- [Directions for this task]
Determine the number of lines holding the word "React"; answer with that number only.

- [Record set]
========

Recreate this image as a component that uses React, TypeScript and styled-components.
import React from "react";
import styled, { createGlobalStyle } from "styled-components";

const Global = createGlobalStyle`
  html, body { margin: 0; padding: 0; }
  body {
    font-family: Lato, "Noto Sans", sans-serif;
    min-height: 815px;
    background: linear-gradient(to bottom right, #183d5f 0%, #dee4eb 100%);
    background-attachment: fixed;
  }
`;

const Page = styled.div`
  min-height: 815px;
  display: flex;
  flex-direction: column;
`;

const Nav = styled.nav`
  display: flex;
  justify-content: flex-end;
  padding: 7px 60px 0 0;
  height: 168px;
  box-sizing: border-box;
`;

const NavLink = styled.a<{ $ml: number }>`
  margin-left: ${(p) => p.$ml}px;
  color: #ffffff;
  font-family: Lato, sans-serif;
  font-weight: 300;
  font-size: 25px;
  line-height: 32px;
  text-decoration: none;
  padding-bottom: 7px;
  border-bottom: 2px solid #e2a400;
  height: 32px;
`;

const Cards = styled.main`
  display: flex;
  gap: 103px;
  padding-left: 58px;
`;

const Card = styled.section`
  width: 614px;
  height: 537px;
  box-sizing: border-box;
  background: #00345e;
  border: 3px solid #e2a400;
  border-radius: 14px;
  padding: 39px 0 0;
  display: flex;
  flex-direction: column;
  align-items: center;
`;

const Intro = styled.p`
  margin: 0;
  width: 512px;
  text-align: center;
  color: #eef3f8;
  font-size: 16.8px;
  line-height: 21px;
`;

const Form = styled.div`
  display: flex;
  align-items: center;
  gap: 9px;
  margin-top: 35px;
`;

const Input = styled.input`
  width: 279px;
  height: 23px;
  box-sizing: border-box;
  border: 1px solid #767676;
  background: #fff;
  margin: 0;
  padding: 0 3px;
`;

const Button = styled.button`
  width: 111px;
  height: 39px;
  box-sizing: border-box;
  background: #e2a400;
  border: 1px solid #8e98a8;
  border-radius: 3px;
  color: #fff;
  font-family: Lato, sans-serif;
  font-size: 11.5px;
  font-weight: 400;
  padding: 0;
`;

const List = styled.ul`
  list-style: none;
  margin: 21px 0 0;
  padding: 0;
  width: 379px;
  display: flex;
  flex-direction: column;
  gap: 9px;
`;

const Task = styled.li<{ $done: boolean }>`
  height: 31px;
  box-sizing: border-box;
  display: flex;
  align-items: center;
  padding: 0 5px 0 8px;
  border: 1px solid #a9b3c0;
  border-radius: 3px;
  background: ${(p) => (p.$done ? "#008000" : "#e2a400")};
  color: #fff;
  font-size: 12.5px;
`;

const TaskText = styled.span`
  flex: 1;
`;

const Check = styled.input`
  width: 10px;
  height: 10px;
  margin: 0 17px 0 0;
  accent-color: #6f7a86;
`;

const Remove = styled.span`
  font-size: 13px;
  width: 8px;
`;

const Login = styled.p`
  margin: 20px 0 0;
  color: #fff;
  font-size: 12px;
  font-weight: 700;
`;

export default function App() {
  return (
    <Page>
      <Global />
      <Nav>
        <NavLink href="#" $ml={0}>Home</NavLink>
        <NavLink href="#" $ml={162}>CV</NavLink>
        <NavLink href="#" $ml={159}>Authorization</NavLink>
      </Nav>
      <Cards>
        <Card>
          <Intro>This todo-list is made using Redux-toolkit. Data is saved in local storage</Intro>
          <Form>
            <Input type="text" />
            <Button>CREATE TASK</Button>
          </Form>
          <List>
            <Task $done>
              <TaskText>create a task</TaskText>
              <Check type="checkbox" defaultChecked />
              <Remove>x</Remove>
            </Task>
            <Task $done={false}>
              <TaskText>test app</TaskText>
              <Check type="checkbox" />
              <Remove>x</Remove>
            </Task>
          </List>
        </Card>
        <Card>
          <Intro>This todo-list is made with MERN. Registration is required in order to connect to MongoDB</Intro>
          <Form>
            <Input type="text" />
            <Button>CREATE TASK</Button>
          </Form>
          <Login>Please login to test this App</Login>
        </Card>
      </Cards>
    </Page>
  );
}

========

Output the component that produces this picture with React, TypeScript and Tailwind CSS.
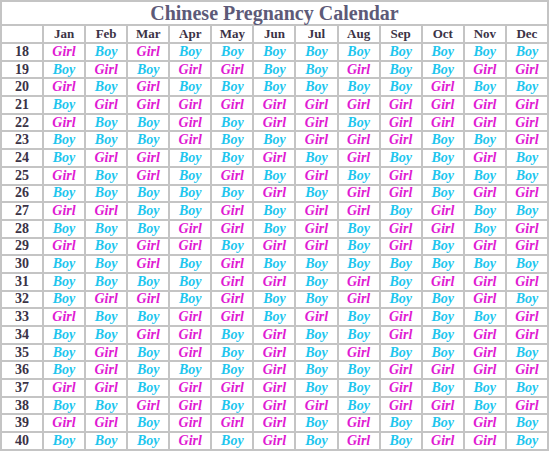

========

- [Final result]
3